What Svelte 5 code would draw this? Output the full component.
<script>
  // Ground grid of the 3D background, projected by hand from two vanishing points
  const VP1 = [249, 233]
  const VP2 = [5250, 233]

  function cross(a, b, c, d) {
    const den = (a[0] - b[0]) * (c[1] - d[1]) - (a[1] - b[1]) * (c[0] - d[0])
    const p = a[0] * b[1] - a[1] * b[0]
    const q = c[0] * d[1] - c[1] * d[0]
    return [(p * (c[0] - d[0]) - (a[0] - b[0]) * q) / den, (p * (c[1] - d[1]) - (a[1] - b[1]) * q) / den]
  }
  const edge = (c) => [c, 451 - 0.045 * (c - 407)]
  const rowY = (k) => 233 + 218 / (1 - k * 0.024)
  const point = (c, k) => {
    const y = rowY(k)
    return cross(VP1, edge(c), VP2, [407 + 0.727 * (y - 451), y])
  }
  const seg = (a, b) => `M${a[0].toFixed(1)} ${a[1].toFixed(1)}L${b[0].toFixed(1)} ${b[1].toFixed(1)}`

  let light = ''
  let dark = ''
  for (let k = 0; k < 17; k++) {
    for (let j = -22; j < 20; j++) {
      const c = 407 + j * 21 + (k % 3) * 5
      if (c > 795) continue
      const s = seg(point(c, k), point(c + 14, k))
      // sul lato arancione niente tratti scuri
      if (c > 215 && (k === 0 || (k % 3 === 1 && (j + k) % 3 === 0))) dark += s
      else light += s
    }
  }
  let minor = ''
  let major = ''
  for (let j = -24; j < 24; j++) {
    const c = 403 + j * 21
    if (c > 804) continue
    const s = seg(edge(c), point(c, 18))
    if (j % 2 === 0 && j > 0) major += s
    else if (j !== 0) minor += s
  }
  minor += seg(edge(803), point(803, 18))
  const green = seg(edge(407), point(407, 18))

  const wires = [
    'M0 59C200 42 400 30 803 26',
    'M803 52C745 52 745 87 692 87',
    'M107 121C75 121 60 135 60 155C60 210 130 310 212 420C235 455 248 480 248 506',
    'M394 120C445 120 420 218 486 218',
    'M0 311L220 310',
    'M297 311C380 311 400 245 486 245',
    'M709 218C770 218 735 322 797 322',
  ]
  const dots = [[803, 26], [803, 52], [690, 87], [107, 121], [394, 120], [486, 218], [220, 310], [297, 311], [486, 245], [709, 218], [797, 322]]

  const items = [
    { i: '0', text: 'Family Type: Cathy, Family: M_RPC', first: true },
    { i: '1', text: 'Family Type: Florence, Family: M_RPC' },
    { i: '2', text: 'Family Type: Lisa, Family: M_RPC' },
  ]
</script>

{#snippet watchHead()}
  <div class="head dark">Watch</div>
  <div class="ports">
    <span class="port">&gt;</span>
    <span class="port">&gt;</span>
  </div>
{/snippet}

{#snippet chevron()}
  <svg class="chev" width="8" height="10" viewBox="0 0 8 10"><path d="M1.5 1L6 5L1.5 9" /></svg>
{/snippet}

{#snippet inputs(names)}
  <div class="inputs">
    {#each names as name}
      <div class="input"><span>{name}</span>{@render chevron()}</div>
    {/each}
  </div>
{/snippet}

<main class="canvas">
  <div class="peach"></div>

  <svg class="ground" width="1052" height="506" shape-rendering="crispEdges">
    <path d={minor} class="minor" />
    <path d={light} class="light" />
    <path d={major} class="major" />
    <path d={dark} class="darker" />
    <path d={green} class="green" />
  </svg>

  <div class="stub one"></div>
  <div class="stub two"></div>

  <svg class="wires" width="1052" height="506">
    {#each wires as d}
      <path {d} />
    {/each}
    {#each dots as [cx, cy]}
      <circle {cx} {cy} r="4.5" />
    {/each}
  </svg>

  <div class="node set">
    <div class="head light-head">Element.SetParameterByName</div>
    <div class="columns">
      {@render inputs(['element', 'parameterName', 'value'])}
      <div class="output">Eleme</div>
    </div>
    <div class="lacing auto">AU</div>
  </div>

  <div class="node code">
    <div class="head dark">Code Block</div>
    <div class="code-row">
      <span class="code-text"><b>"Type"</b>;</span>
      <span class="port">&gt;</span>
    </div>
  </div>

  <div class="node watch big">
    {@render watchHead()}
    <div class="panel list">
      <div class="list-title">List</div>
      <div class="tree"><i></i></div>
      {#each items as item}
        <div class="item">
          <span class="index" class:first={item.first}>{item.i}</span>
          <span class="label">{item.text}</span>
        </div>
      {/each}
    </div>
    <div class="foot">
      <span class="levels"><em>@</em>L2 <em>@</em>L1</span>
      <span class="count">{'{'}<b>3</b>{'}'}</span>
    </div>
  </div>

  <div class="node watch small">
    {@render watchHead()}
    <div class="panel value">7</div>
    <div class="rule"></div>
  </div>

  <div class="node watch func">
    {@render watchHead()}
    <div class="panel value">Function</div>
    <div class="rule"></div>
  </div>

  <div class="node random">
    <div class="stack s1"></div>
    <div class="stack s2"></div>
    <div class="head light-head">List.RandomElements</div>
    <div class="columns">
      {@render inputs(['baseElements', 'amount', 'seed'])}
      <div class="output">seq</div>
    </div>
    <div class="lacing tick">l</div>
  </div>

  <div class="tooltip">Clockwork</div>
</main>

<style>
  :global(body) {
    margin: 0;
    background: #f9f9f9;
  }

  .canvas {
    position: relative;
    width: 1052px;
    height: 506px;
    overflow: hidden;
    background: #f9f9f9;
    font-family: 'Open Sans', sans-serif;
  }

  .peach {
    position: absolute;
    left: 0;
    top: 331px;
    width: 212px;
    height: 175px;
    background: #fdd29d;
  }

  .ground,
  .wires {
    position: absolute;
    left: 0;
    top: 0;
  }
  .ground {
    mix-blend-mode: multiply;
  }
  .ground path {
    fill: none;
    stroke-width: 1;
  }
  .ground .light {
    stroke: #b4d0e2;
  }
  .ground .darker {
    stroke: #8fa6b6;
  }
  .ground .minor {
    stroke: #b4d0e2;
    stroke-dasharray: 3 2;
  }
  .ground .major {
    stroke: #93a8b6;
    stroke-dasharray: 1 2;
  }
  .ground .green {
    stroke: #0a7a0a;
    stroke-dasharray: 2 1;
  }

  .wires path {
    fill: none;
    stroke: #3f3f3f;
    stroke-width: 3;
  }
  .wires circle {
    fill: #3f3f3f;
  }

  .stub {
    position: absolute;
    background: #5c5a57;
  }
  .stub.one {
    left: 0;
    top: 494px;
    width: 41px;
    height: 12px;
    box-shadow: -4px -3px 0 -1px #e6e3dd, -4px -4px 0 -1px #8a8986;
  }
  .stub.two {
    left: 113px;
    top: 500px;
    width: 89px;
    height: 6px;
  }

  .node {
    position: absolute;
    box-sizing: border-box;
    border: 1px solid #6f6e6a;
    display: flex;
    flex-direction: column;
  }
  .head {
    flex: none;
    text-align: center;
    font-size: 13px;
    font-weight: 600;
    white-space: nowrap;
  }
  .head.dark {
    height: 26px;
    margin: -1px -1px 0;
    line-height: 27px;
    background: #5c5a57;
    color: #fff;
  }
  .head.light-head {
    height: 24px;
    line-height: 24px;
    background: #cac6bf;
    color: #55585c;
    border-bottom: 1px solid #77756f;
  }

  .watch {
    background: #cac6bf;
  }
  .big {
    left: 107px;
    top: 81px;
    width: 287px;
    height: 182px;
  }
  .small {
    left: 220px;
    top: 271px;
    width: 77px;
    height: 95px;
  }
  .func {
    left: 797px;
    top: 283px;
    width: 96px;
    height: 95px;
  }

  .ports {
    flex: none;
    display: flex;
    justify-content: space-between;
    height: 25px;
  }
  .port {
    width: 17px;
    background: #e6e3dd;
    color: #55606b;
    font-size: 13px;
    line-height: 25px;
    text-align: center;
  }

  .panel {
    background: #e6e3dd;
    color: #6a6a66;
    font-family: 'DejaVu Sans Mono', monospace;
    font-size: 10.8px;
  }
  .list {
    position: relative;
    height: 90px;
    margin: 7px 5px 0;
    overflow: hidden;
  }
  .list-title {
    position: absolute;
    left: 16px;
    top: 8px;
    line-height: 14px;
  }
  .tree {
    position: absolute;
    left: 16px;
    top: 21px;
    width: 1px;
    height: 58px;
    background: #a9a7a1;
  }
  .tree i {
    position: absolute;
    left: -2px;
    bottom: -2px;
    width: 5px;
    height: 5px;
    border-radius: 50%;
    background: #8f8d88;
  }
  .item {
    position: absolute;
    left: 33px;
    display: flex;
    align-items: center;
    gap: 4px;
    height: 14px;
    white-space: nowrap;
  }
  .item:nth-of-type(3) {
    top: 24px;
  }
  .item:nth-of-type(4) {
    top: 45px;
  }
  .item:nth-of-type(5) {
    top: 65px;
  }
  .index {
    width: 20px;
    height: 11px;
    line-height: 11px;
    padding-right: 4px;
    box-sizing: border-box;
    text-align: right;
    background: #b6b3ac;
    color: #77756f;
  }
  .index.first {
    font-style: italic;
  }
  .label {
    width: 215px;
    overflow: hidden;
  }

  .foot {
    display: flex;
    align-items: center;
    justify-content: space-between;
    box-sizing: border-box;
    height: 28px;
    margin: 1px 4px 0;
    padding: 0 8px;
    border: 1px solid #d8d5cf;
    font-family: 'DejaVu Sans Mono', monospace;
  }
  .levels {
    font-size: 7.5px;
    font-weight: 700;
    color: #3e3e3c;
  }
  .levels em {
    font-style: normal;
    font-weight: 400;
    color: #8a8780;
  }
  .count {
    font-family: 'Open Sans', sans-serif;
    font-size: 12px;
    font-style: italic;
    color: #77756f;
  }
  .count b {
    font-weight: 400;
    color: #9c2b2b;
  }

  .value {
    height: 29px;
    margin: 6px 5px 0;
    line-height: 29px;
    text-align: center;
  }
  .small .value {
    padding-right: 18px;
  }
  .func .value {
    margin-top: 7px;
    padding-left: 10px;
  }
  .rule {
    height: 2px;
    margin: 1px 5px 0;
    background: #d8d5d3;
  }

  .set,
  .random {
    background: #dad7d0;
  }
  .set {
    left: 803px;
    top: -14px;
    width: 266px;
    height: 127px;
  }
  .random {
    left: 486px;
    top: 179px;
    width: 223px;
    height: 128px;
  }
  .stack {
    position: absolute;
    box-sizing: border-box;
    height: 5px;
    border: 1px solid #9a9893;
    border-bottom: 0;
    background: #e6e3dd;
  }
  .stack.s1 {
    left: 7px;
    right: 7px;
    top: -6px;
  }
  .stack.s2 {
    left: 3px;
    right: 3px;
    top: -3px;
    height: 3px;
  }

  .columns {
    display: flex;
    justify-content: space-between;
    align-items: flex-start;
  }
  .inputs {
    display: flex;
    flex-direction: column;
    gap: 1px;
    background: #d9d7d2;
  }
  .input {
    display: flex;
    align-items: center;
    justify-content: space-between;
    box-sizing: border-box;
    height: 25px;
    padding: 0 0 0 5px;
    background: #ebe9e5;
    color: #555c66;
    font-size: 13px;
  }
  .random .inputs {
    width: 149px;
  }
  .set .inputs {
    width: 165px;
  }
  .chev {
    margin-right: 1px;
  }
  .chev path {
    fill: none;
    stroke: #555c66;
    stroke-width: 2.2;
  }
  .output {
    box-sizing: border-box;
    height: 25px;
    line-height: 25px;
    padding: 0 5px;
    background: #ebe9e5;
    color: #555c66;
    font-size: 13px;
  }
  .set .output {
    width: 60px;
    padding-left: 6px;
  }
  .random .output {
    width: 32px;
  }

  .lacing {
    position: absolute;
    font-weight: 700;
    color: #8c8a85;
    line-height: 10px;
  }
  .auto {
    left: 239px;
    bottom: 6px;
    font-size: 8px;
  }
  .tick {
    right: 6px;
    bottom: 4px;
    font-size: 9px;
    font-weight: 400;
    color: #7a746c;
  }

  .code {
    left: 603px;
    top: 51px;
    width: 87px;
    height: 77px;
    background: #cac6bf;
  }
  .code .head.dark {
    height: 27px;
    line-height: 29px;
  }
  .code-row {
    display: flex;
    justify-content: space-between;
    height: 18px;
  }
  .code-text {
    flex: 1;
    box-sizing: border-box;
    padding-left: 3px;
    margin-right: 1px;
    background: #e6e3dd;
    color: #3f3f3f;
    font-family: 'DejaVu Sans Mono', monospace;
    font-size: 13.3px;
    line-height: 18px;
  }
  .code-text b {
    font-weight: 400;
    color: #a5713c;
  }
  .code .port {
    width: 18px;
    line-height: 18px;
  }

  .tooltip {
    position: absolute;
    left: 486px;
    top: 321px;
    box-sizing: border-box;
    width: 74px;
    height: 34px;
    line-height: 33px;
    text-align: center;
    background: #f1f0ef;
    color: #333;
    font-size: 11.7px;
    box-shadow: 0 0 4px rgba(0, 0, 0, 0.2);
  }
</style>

########################################

_WHAT IS BEING ASKED_
Repeat the material word for word from its opening line up to and including the line containing "const VP2 = [5250, 233]".

_COMPLETE ANSWER_
What Svelte 5 code would draw this? Output the full component.
<script>
  // Ground grid of the 3D background, projected by hand from two vanishing points
  const VP1 = [249, 233]
  const VP2 = [5250, 233]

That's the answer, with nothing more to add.